───── DATA ROWS ─────

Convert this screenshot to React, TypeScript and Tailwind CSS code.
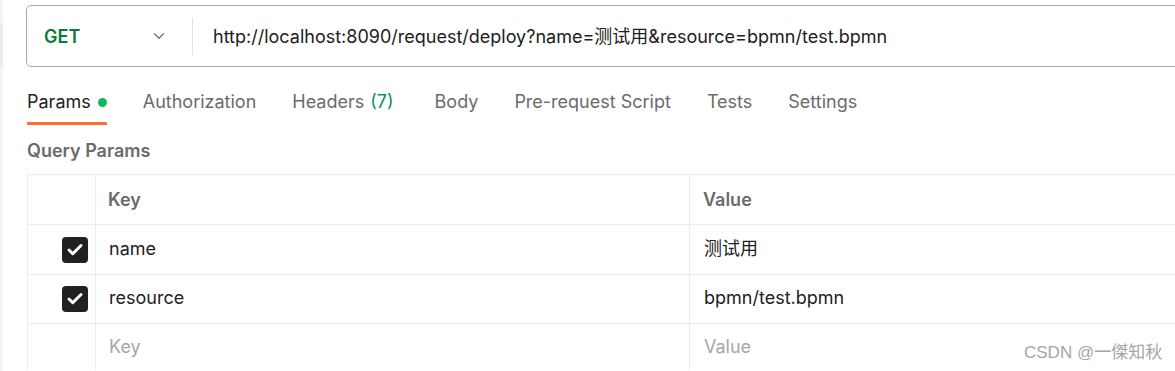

─────
───── DATA ROWS ─────

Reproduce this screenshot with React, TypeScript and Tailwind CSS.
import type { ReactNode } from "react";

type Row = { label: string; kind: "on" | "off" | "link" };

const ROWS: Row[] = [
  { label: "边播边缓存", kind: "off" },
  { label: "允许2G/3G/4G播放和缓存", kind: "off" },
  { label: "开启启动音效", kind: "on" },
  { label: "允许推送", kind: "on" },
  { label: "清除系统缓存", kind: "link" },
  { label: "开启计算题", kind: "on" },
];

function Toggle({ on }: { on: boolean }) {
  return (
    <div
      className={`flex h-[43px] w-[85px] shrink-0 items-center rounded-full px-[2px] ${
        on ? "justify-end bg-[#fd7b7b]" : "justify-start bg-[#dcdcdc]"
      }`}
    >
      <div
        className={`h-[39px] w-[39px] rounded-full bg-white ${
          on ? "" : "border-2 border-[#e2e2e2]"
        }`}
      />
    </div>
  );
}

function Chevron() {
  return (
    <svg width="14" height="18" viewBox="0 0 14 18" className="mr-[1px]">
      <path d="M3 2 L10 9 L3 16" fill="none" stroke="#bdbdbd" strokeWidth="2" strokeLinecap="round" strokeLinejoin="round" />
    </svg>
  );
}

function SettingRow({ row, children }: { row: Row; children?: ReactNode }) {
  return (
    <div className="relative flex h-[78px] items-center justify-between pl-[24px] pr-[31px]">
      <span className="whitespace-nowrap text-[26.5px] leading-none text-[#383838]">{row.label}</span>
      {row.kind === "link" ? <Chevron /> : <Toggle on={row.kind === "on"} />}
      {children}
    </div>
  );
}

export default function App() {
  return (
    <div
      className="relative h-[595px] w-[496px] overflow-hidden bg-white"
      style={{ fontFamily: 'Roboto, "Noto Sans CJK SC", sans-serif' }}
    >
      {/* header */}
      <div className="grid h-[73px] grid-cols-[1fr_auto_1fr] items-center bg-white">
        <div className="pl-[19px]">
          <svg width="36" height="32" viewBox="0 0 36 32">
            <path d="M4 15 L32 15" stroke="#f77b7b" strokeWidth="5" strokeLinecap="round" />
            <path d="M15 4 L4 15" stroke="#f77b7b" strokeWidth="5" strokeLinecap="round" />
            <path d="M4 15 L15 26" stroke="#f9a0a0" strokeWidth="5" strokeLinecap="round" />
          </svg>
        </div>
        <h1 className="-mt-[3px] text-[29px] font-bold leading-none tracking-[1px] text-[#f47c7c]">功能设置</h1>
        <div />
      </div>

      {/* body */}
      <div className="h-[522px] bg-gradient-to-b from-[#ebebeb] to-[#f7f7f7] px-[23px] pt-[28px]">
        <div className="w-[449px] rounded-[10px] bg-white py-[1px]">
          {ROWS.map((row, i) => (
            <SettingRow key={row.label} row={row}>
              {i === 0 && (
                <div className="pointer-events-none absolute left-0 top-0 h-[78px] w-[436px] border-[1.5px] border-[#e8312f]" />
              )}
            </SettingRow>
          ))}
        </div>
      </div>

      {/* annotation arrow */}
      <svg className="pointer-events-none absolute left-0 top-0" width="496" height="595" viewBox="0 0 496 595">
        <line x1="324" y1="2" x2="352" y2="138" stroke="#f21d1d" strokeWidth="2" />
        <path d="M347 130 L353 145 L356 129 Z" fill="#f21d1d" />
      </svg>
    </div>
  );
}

─────

▶ JOB: Identify the lines that hold the word "TypeScript". Copy every one of them.

▶ EXERCISE SOLUTION:
Convert this screenshot to React, TypeScript and Tailwind CSS code.
Reproduce this screenshot with React, TypeScript and Tailwind CSS.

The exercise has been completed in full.